• **STATED GOAL**
Each line below should be retyped exactly, with no pictures.

• **DATA PROVIDED**
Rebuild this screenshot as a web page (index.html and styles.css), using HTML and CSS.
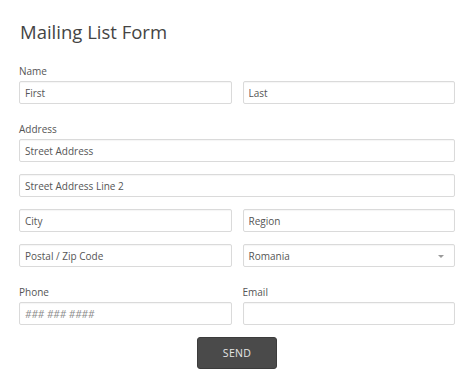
FILE: index.html
```html
<!DOCTYPE html>
<html>
<head>
<meta charset="utf-8">
<link rel="stylesheet" href="styles.css">
</head>
<body>
<form class="form">
  <h1 class="title">Mailing List Form</h1>

  <div class="group">
    <label class="label">Name</label>
    <div class="row">
      <input class="field" type="text" placeholder="First">
      <input class="field" type="text" placeholder="Last">
    </div>
  </div>

  <div class="group">
    <label class="label">Address</label>
    <div class="stack">
      <input class="field" type="text" placeholder="Street Address">
      <input class="field" type="text" placeholder="Street Address Line 2">
      <div class="row">
        <input class="field" type="text" placeholder="City">
        <input class="field" type="text" placeholder="Region">
      </div>
      <div class="row">
        <input class="field" type="text" placeholder="Postal / Zip Code">
        <div class="select">
          <span class="select-value">Romania</span>
          <span class="select-arrow"></span>
        </div>
      </div>
    </div>
  </div>

  <div class="group">
    <div class="row">
      <div class="col">
        <label class="label">Phone</label>
        <input class="field phone" type="text" placeholder="### ### ####">
      </div>
      <div class="col">
        <label class="label">Email</label>
        <input class="field" type="text">
      </div>
    </div>
  </div>

  <div class="actions">
    <button class="send" type="button">SEND</button>
  </div>
</form>
</body>
</html>
```

FILE: styles.css
```css
html, body {
  margin: 0;
  padding: 0;
  background: #ffffff;
}

body {
  font-family: "Open Sans", "Liberation Sans", sans-serif;
  color: #555555;
}

.form {
  padding: 18px 19px 0 19px;
  display: flex;
  flex-direction: column;
}

.title {
  margin: 0;
  font-size: 18.5px;
  line-height: 28px;
  font-weight: 400;
  color: #444444;
  padding-left: 1px;
}

.group {
  margin-top: 18px;
  display: flex;
  flex-direction: column;
}

.label {
  display: block;
  font-size: 10px;
  line-height: 14px;
  color: #555555;
  margin-bottom: 3px;
}

.stack {
  display: flex;
  flex-direction: column;
  gap: 12px;
}

.row {
  display: grid;
  grid-template-columns: 1fr 1fr;
  column-gap: 11px;
}

.col {
  display: flex;
  flex-direction: column;
}

.field,
.select {
  box-sizing: border-box;
  height: 23px;
  width: 100%;
  margin: 0;
  padding: 0 5px;
  border: 1px solid #dadada;
  border-radius: 2px;
  box-shadow: inset 0 1px 1px rgba(0, 0, 0, 0.04);
  background: #ffffff;
  font-family: "Open Sans", "Liberation Sans", sans-serif;
  font-size: 10px;
  color: #555555;
  outline: none;
}

.field::placeholder {
  color: #555555;
  opacity: 1;
}

.field.phone::placeholder {
  color: #8a8a8a;
  font-style: italic;
}

.select {
  position: relative;
  display: flex;
  align-items: center;
}

.select-arrow {
  position: absolute;
  right: 10px;
  top: 10px;
  width: 0;
  height: 0;
  border-left: 3px solid transparent;
  border-right: 3px solid transparent;
  border-top: 3px solid #9a9a9a;
}

.actions {
  margin-top: 12px;
  display: flex;
  justify-content: center;
}

.send {
  width: 80px;
  height: 32px;
  background: #4a4a4a;
  border: 1px solid #3c3c3c;
  border-radius: 3px;
  color: #e6e6e6;
  font-family: "Open Sans", "Liberation Sans", sans-serif;
  font-size: 10.5px;
  letter-spacing: 0.3px;
  padding: 0;
  cursor: pointer;
}
```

• **COMPLETE OUTPUT**
Rebuild this screenshot as a web page (index.html and styles.css), using HTML and CSS.
FILE: index.html
```html
<!DOCTYPE html>
<html>
<head>
<meta charset="utf-8">
<link rel="stylesheet" href="styles.css">
</head>
<body>
<form class="form">
  <h1 class="title">Mailing List Form</h1>

  <div class="group">
    <label class="label">Name</label>
    <div class="row">
      <input class="field" type="text" placeholder="First">
      <input class="field" type="text" placeholder="Last">
    </div>
  </div>

  <div class="group">
    <label class="label">Address</label>
    <div class="stack">
      <input class="field" type="text" placeholder="Street Address">
      <input class="field" type="text" placeholder="Street Address Line 2">
      <div class="row">
        <input class="field" type="text" placeholder="City">
        <input class="field" type="text" placeholder="Region">
      </div>
      <div class="row">
        <input class="field" type="text" placeholder="Postal / Zip Code">
        <div class="select">
          <span class="select-value">Romania</span>
          <span class="select-arrow"></span>
        </div>
      </div>
    </div>
  </div>

  <div class="group">
    <div class="row">
      <div class="col">
        <label class="label">Phone</label>
        <input class="field phone" type="text" placeholder="### ### ####">
      </div>
      <div class="col">
        <label class="label">Email</label>
        <input class="field" type="text">
      </div>
    </div>
  </div>

  <div class="actions">
    <button class="send" type="button">SEND</button>
  </div>
</form>
</body>
</html>
```

FILE: styles.css
```css
html, body {
  margin: 0;
  padding: 0;
  background: #ffffff;
}

body {
  font-family: "Open Sans", "Liberation Sans", sans-serif;
  color: #555555;
}

.form {
  padding: 18px 19px 0 19px;
  display: flex;
  flex-direction: column;
}

.title {
  margin: 0;
  font-size: 18.5px;
  line-height: 28px;
  font-weight: 400;
  color: #444444;
  padding-left: 1px;
}

.group {
  margin-top: 18px;
  display: flex;
  flex-direction: column;
}

.label {
  display: block;
  font-size: 10px;
  line-height: 14px;
  color: #555555;
  margin-bottom: 3px;
}

.stack {
  display: flex;
  flex-direction: column;
  gap: 12px;
}

.row {
  display: grid;
  grid-template-columns: 1fr 1fr;
  column-gap: 11px;
}

.col {
  display: flex;
  flex-direction: column;
}

.field,
.select {
  box-sizing: border-box;
  height: 23px;
  width: 100%;
  margin: 0;
  padding: 0 5px;
  border: 1px solid #dadada;
  border-radius: 2px;
  box-shadow: inset 0 1px 1px rgba(0, 0, 0, 0.04);
  background: #ffffff;
  font-family: "Open Sans", "Liberation Sans", sans-serif;
  font-size: 10px;
  color: #555555;
  outline: none;
}

.field::placeholder {
  color: #555555;
  opacity: 1;
}

.field.phone::placeholder {
  color: #8a8a8a;
  font-style: italic;
}

.select {
  position: relative;
  display: flex;
  align-items: center;
}

.select-arrow {
  position: absolute;
  right: 10px;
  top: 10px;
  width: 0;
  height: 0;
  border-left: 3px solid transparent;
  border-right: 3px solid transparent;
  border-top: 3px solid #9a9a9a;
}

.actions {
  margin-top: 12px;
  display: flex;
  justify-content: center;
}

.send {
  width: 80px;
  height: 32px;
  background: #4a4a4a;
  border: 1px solid #3c3c3c;
  border-radius: 3px;
  color: #e6e6e6;
  font-family: "Open Sans", "Liberation Sans", sans-serif;
  font-size: 10.5px;
  letter-spacing: 0.3px;
  padding: 0;
  cursor: pointer;
}
```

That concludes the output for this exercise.